Il suo ascolto non è improvvisato. Franz studia la Bibbia, legge i documenti della Chiesa, si confronta con persone di cui ha fiducia, prega molto, medita, digiuna. Si sottopone ad un percorso di formazione della coscienza, pur nelle condizioni proibitive di quegli anni. L’atteggiamento etico di Franz fa leva sulle “cose ultime”, le cerca e le desidera. Non le pone sullo sfondo del proprio agire, ma le fa diventare determinanti per decisioni e comportamenti.
Anche davanti alla moglie, nei 20 minuti di colloquio concesso in carcere, a Berlino, poche settimane prima dell’epilogo, ricorda che ciò che li attende è il Cielo e “chi ama il padre o la madre più di me non è degno di me” (Mt 10,37). La testimonianza di Franz si fonda su un altissimo senso della dignità della persona e sull’importanza della responsabilità individuale anche di fronte alle scelte collettive.

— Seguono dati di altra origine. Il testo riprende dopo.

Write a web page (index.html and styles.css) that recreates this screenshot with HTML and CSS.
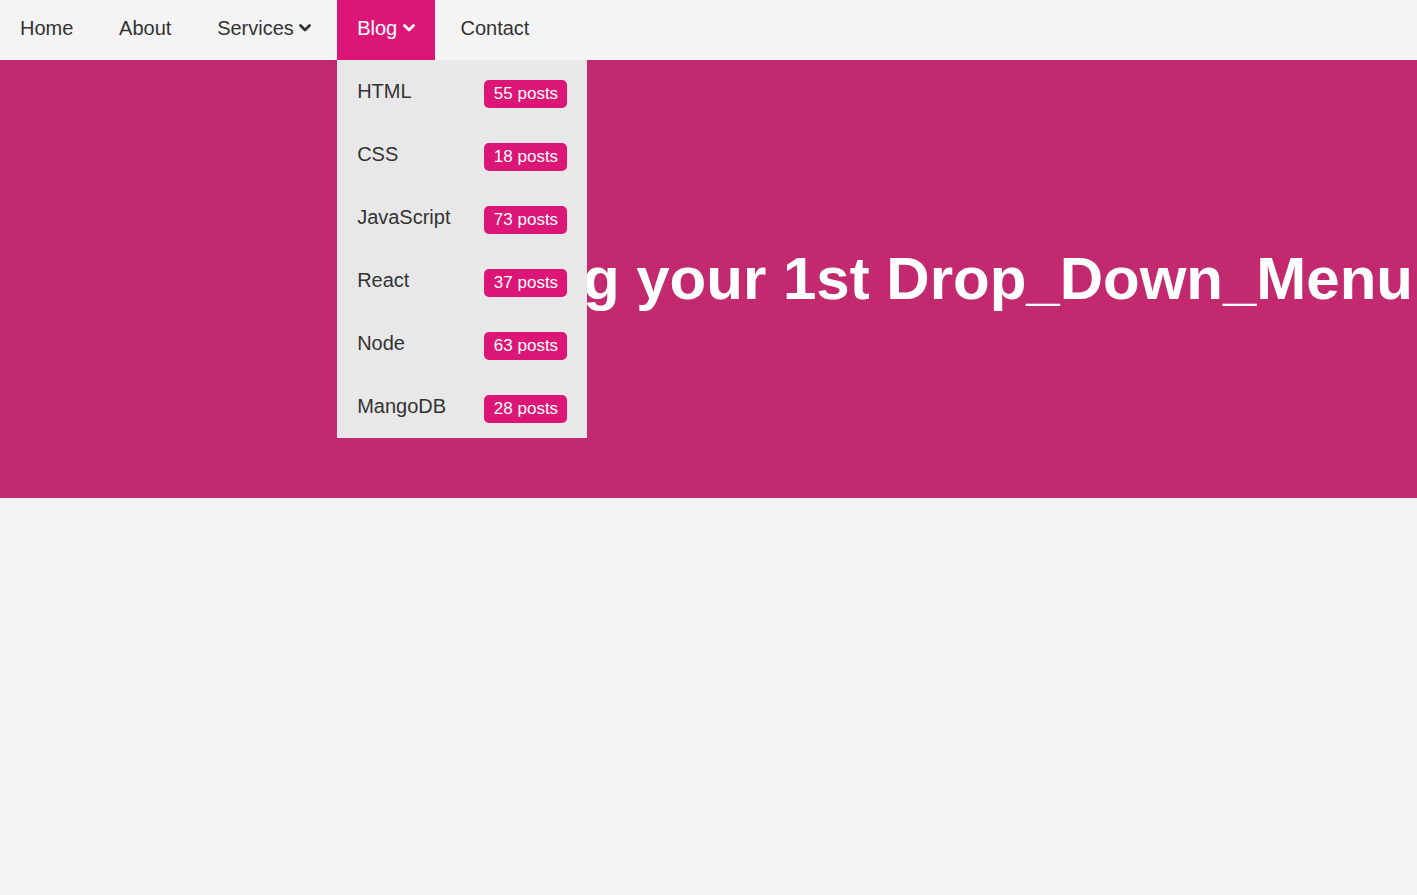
FILE: index.html
```html
<!DOCTYPE html>
<html lang="en">
<head>
<meta charset="utf-8">
<title>Drop Down Menu</title>
<link rel="stylesheet" href="styles.css">
</head>
<body>
<nav class="nav">
  <ul class="menu">
    <li class="menu-item"><a href="#">Home</a></li>
    <li class="menu-item"><a href="#">About</a></li>
    <li class="menu-item"><a href="#">Services <svg class="chev" viewBox="0 0 12 12"><path d="M1.5 3.5 L6 8 L10.5 3.5" /></svg></a></li>
    <li class="menu-item active"><a href="#">Blog <svg class="chev" viewBox="0 0 12 12"><path d="M1.5 3.5 L6 8 L10.5 3.5" /></svg></a>
      <ul class="dropdown">
        <li class="drop-item"><span>HTML</span><span class="badge">55 posts</span></li>
        <li class="drop-item"><span>CSS</span><span class="badge">18 posts</span></li>
        <li class="drop-item"><span>JavaScript</span><span class="badge">73 posts</span></li>
        <li class="drop-item"><span>React</span><span class="badge">37 posts</span></li>
        <li class="drop-item"><span>Node</span><span class="badge">63 posts</span></li>
        <li class="drop-item"><span>MangoDB</span><span class="badge">28 posts</span></li>
      </ul>
    </li>
    <li class="menu-item"><a href="#">Contact</a></li>
  </ul>
</nav>
<header class="hero">
  <h1 class="title">Creating your 1st Drop_Down_Menu</h1>
</header>
</body>
</html>
```

FILE: styles.css
```css
* { box-sizing: border-box; }
html, body { margin: 0; padding: 0; }
body {
  background: #f4f4f4;
  font-family: "Liberation Sans", Arial, sans-serif;
  color: #333;
  overflow: hidden;
}
.nav {
  background: #f4f4f4;
  height: 60px;
  position: relative;
  z-index: 10;
}
.menu {
  list-style: none;
  margin: 0;
  padding: 0;
  font-size: 0;
  height: 60px;
}
.menu-item {
  display: inline-block;
  position: relative;
  font-size: 20px;
  margin-right: 5.75px;
}
.menu-item > a {
  display: block;
  height: 60px;
  line-height: 57px;
  padding: 0 20px;
  color: #333;
  text-decoration: none;
}
.menu-item.active > a {
  background: #dc1677;
  color: #fff;
}
.chev {
  width: 12px;
  height: 12px;
  vertical-align: 1px;
  fill: none;
  stroke: currentColor;
  stroke-width: 2.8;
  stroke-linecap: round;
  stroke-linejoin: round;
}
.dropdown {
  position: absolute;
  top: 60px;
  left: 0;
  width: 250px;
  margin: 0;
  padding: 0;
  list-style: none;
  background: #e8e8e8;
}
.drop-item {
  display: flex;
  justify-content: space-between;
  align-items: center;
  height: 63px;
  padding: 0 20px;
  font-size: 20px;
  color: #333;
}
.badge {
  background: #dc1677;
  color: #fff;
  font-size: 17px;
  line-height: 20px;
  padding: 4px 9px 4px 9.5px;
  border-radius: 5px;
  margin-top: 4px;
}
.hero {
  background: #c2296f;
  height: 438px;
  display: flex;
  align-items: center;
  justify-content: flex-end;
  padding-right: 4px;
  overflow: hidden;
}
.title {
  margin: 0;
  color: #fff;
  font-size: 60px;
  font-weight: bold;
  white-space: nowrap;
  line-height: 1;
}
```
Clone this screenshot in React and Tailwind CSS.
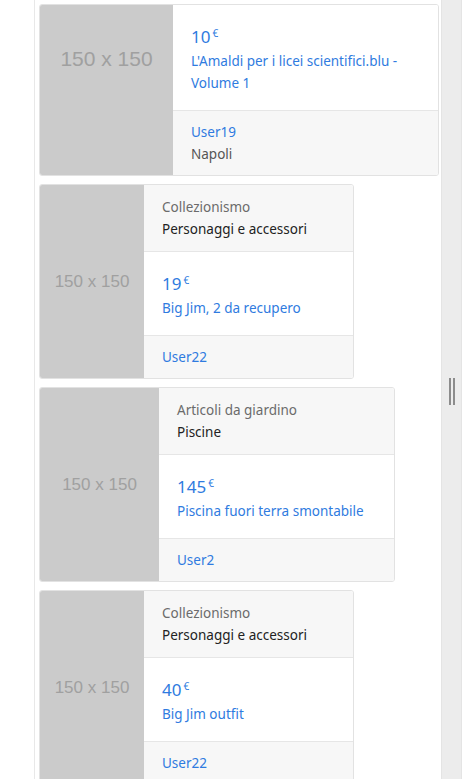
const items = [
  {
    width: 'w-[400px]',
    img: 'w-[133px]',
    imgText: 'text-[21px] pt-[38px] items-start',
    price: '10',
    title: "L'Amaldi per i licei scientifici.blu - Volume 1",
    user: 'User19',
    city: 'Napoli',
  },
  {
    width: 'w-[315px]',
    img: 'w-[104px]',
    imgText: 'text-[17px] items-center',
    category: 'Collezionismo',
    sub: 'Personaggi e accessori',
    price: '19',
    title: 'Big Jim, 2 da recupero',
    user: 'User22',
  },
  {
    width: 'w-[356px]',
    img: 'w-[119px]',
    imgText: 'text-[17px] items-center',
    category: 'Articoli da giardino',
    sub: 'Piscine',
    price: '145',
    title: 'Piscina fuori terra smontabile',
    user: 'User2',
  },
  {
    width: 'w-[315px]',
    img: 'w-[104px]',
    imgText: 'text-[17px] items-center',
    category: 'Collezionismo',
    sub: 'Personaggi e accessori',
    price: '40',
    title: 'Big Jim outfit',
    user: 'User22',
  },
];

function Card({ item }) {
  return (
    <div className={`${item.width} flex shrink-0 border border-[#e2e2e2] rounded-[3px] overflow-hidden`}>
      <div
        className={`${item.img} ${item.imgText} shrink-0 bg-[#cbcbcb] flex justify-center text-[#a0a0a0] font-['Liberation_Sans',Arial,sans-serif]`}
      >
        150 x 150
      </div>
      <div className="flex-1 flex flex-col text-[13.5px] leading-[22px]">
        {item.category && (
          <div className="bg-[#f7f7f7] border-b border-[#e6e6e6] px-[18px] py-[11px]">
            <div className="text-[#6b6b6b]">{item.category}</div>
            <div className="text-[#222]">{item.sub}</div>
          </div>
        )}
        <div className="bg-white px-[18px] pt-[19px] pb-[16px]">
          <div className="text-[#2f7be0] text-[17px] leading-[26px]">
            {item.price}
            <sup className="text-[10px] ml-[2px] -top-[6px]">€</sup>
          </div>
          <div className="text-[#2f7be0]">{item.title}</div>
        </div>
        <div className="bg-[#f7f7f7] border-t border-[#e6e6e6] px-[18px] py-[10px]">
          <div className="text-[#2f7be0]">{item.user}</div>
          {item.city && <div className="text-[#555]">{item.city}</div>}
        </div>
      </div>
    </div>
  );
}

export default function App() {
  return (
    <div className="w-[474px] h-[779px] overflow-hidden bg-white flex font-['Noto_Sans',sans-serif]">
      <div className="w-[34px] shrink-0" />
      <div className="w-[407px] shrink-0 border-l border-[#e8e8e8] pl-[4px] pt-[4px] flex flex-col items-start gap-[8px]">
        {items.map((item, i) => (
          <Card key={i} item={item} />
        ))}
      </div>
      <div className="w-[21px] shrink-0 bg-[#ececec] border-x border-[#e4e4e4] flex flex-col">
        <div className="h-[378px]" />
        <div className="h-[27px] flex justify-center gap-[2px]">
          <div className="w-[2px] h-full bg-[#8c8c8c]" />
          <div className="w-[2px] h-full bg-[#8c8c8c]" />
        </div>
      </div>
    </div>
  );
}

Essa ricorda inoltre il sacrificio di coloro che hanno lottato contro le barbarie dei regimi totalitari. Come ha detto papa Benedetto XVI nella sua visita nel campo di concentramento di Auschwitz-Birkenau, quando aveva ricordato quanti nella Germania di Hitler si erano opposti al regime nazista ed erano considerati allora come “il rifiuto della nazione”:
Ora però noi li riconosciamo con gratitudine come i testimoni della verità e del bene, che anche nel nostro popolo non era tramontato. Ringraziamo queste persone, perché non si sono sottomesse al potere del male e ora ci stanno davanti come luci in una notte buia. Con profondo rispetto e gratitudine ci inchiniamo davanti a tutti coloro che, come i tre giovani di fronte alla minaccia della fornace babilonese, hanno saputo rispondere: ‘Solo il nostro Dio può salvarci. Ma anche se non ci liberasse, sappi, o re, che noi non serviremo mai i tuoi dèi e non adoreremo la statua d’oro che tu hai eretto’”.